Royal-clad ambrosia'd Aphrodite
Zeus' favored, Foxilocks, loosen in me
all the chains all the flames taming
my Empress, the heart's

And so on to the next verse.

[32] A version with anagrams might go like this. It almost, but not quite, succeeds in putting "desire" into the first and last verses: 

decipherer mighty Aphrodite
divine child, charm maker, make me,
neither unjoined nor joy-untangled,
O Delighted, inside her (heart)

[33] Sappho did it much better. The other verses of the hymn continue in a similar fashion.

Being Greek

[35] The Classical Greeks, more specifically, Athenian citizens (that is, adult males), defined themselves by comparison with others. A drinking cup showing, say, "an Amazon on horseback"[Note 19] would have instantly identified its bearer just as a pair of pointy Vulcan-ears would do in later millennia. Amazons came from the fringes of the known world[Note 20], but more than that, they helped to define what it meant to be Greek.

[36] "Who are we?" the Greeks asked. "Amazon warriors are women who fight by riding horses unprotected and shooting arrows. Our warriors are heavily-armoured men who fight on foot with spears." "We decide what to do by allowing all eligible males to speak and vote at the tribal assembly. The Scythians obey their tribal chieftain and no-one else can speak." "Our city-states are autonomous entities with quick-response capability; the cities of the Persian empire are leagued together and slow to act." "Athens is a land-lubber city with a navy; the islanders are navy-less sea-farers." "We use musical tones when we speak our words; everyone else sounds like they are making sheep (bar-bar) noises". "The Ionians worship Artemis under the name of Diana and offer her mint and lamb instead of thyme and olives." And so on. The conclusion was: "We survived here because of these differences." 

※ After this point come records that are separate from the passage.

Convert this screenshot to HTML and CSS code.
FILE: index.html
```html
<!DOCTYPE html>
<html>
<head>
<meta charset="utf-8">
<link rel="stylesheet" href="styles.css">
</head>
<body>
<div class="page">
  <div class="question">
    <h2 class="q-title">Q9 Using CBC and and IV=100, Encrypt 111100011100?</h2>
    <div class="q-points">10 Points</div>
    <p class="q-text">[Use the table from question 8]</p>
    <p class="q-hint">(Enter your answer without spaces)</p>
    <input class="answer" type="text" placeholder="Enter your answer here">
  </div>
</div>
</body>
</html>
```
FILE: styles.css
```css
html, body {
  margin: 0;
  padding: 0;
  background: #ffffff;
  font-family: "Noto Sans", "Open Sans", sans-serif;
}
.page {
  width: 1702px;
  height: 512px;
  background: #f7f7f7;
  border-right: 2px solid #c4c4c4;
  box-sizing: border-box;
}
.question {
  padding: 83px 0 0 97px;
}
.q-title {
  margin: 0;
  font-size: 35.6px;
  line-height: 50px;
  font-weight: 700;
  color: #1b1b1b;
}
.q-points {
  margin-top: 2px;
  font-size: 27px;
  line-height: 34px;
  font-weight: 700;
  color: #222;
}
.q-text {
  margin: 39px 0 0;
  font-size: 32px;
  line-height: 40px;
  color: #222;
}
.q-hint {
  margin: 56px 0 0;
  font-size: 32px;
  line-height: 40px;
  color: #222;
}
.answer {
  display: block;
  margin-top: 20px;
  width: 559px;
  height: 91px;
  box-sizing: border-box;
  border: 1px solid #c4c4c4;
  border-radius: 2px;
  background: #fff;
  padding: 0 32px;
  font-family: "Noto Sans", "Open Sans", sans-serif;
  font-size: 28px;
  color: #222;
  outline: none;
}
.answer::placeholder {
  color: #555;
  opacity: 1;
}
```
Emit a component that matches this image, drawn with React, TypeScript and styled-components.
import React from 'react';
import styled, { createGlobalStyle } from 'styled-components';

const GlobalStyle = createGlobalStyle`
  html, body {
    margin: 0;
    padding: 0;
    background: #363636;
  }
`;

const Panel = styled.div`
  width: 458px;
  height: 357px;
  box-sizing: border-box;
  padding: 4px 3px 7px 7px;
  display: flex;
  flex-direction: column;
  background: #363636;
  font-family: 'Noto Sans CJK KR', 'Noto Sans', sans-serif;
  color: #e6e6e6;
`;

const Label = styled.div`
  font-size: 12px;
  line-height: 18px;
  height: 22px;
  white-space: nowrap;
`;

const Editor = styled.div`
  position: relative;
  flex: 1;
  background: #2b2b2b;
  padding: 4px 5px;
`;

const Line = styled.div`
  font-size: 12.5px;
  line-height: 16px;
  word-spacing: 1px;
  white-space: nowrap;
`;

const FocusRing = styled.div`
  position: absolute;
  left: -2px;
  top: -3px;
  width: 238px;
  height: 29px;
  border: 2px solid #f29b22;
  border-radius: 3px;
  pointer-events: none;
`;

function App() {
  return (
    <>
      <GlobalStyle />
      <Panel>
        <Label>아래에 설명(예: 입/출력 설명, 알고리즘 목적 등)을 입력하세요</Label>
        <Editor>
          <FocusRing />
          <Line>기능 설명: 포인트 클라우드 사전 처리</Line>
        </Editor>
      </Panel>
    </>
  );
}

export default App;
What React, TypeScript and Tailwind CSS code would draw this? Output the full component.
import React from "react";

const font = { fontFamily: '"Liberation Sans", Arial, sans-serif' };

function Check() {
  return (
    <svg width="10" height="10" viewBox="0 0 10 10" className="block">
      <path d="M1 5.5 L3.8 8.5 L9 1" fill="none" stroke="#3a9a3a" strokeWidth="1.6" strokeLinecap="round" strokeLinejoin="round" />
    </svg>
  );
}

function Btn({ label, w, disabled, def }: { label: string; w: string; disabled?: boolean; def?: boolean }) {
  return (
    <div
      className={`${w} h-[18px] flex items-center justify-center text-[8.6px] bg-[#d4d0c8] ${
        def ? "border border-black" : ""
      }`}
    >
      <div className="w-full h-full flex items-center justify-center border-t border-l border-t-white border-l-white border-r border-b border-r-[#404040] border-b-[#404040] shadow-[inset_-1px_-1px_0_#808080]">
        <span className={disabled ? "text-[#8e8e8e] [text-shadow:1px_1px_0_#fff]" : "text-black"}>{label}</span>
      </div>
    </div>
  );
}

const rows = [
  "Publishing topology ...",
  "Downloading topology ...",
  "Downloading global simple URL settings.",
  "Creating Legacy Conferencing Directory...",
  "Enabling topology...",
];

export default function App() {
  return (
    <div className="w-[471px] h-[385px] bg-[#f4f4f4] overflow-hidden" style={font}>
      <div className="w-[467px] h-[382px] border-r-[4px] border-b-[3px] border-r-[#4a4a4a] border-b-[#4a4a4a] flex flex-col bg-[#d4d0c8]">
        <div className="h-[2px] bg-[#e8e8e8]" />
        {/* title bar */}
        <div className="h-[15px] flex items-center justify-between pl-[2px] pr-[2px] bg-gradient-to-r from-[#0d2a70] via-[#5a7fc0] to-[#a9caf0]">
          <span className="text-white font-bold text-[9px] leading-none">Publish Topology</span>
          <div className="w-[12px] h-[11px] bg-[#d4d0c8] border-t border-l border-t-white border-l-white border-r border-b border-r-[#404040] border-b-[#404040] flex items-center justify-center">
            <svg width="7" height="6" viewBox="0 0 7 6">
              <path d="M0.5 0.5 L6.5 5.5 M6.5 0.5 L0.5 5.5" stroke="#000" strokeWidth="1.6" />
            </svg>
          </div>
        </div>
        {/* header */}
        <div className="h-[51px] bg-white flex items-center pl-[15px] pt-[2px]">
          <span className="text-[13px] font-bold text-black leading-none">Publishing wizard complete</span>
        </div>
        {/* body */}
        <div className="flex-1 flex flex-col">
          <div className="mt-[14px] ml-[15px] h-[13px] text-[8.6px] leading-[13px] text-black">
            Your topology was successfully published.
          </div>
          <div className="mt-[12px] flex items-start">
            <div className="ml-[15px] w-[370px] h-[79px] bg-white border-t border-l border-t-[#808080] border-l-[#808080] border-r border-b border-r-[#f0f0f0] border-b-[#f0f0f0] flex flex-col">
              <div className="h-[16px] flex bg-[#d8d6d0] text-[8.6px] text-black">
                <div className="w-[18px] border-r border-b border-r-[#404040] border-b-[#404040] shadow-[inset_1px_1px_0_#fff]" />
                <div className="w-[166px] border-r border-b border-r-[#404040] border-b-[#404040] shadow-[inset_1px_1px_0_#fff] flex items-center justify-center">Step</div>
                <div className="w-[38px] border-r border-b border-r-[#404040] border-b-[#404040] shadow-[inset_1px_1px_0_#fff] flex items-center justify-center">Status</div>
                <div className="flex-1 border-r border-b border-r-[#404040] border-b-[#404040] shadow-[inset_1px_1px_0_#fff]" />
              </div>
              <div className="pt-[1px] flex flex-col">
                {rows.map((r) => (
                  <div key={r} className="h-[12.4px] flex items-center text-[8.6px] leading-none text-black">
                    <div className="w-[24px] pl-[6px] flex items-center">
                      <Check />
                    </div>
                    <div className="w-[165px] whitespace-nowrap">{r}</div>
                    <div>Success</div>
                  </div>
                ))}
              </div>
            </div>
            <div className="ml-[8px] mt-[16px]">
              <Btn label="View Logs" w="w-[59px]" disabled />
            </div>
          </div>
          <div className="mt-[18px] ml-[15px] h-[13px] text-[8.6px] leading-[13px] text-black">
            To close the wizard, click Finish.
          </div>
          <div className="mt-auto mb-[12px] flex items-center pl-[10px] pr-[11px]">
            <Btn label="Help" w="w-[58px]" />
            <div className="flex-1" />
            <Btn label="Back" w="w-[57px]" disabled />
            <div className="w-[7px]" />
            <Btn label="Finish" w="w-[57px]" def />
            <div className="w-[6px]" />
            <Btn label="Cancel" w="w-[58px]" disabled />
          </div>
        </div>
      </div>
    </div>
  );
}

[37] As the Greeks stepped away from the centre-stage of world events, their philosophy of a spectrum of customs honoring the gods was turned into a philosophy of binaries, of right and wrong. The Greek idea was maintained in a slightly modified form by those who replaced them: "We're here because we're better," they told themselves. "The Amazons are not around anymore. They were women. Therefore women are inferior. The Scythians have vanished. Therefore tribes are inferior. The Persian Empire collapsed. Therefore, Easterners are inferior. Everyone that the Greeks called 'barbarians' are inferior (except us)." And so on. This conclusion was never challenged. 

[38] The technique of defining by binary-opposition and making the "other" invisible and not part of the mainstream continues to this day. Even in television.[Note 21] So when a show comes along and goes outside the square, goes outside "the default setting"[Note 22], some people are surprised.[Note 23] How can such a thing even be possible?